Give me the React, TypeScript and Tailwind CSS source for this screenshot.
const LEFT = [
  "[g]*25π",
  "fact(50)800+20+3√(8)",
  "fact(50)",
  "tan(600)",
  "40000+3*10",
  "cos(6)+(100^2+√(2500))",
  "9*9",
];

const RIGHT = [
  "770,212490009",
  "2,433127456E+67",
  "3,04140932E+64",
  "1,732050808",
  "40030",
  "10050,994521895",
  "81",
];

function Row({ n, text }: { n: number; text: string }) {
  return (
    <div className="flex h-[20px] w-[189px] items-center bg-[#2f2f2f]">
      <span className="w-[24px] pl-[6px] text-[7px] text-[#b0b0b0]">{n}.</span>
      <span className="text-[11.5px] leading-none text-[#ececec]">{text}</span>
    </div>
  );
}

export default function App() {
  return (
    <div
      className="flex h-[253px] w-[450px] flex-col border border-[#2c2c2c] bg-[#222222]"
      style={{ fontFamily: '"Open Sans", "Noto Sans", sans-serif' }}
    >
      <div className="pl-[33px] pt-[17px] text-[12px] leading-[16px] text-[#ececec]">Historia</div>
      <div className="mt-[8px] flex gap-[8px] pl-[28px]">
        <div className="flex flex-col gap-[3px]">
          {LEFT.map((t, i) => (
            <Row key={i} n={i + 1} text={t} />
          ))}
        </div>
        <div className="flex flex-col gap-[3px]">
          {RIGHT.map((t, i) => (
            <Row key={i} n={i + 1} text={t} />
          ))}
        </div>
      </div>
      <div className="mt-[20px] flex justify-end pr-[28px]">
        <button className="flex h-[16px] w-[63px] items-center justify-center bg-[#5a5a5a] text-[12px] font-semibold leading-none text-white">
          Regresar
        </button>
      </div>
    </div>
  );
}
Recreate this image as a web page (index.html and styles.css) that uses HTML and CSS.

--

Problem details>
Set down every record above exactly as given.

Task solution>
Give me the React, TypeScript and Tailwind CSS source for this screenshot.
const LEFT = [
  "[g]*25π",
  "fact(50)800+20+3√(8)",
  "fact(50)",
  "tan(600)",
  "40000+3*10",
  "cos(6)+(100^2+√(2500))",
  "9*9",
];

const RIGHT = [
  "770,212490009",
  "2,433127456E+67",
  "3,04140932E+64",
  "1,732050808",
  "40030",
  "10050,994521895",
  "81",
];

function Row({ n, text }: { n: number; text: string }) {
  return (
    <div className="flex h-[20px] w-[189px] items-center bg-[#2f2f2f]">
      <span className="w-[24px] pl-[6px] text-[7px] text-[#b0b0b0]">{n}.</span>
      <span className="text-[11.5px] leading-none text-[#ececec]">{text}</span>
    </div>
  );
}

export default function App() {
  return (
    <div
      className="flex h-[253px] w-[450px] flex-col border border-[#2c2c2c] bg-[#222222]"
      style={{ fontFamily: '"Open Sans", "Noto Sans", sans-serif' }}
    >
      <div className="pl-[33px] pt-[17px] text-[12px] leading-[16px] text-[#ececec]">Historia</div>
      <div className="mt-[8px] flex gap-[8px] pl-[28px]">
        <div className="flex flex-col gap-[3px]">
          {LEFT.map((t, i) => (
            <Row key={i} n={i + 1} text={t} />
          ))}
        </div>
        <div className="flex flex-col gap-[3px]">
          {RIGHT.map((t, i) => (
            <Row key={i} n={i + 1} text={t} />
          ))}
        </div>
      </div>
      <div className="mt-[20px] flex justify-end pr-[28px]">
        <button className="flex h-[16px] w-[63px] items-center justify-center bg-[#5a5a5a] text-[12px] font-semibold leading-none text-white">
          Regresar
        </button>
      </div>
    </div>
  );
}
Recreate this image as a web page (index.html and styles.css) that uses HTML and CSS.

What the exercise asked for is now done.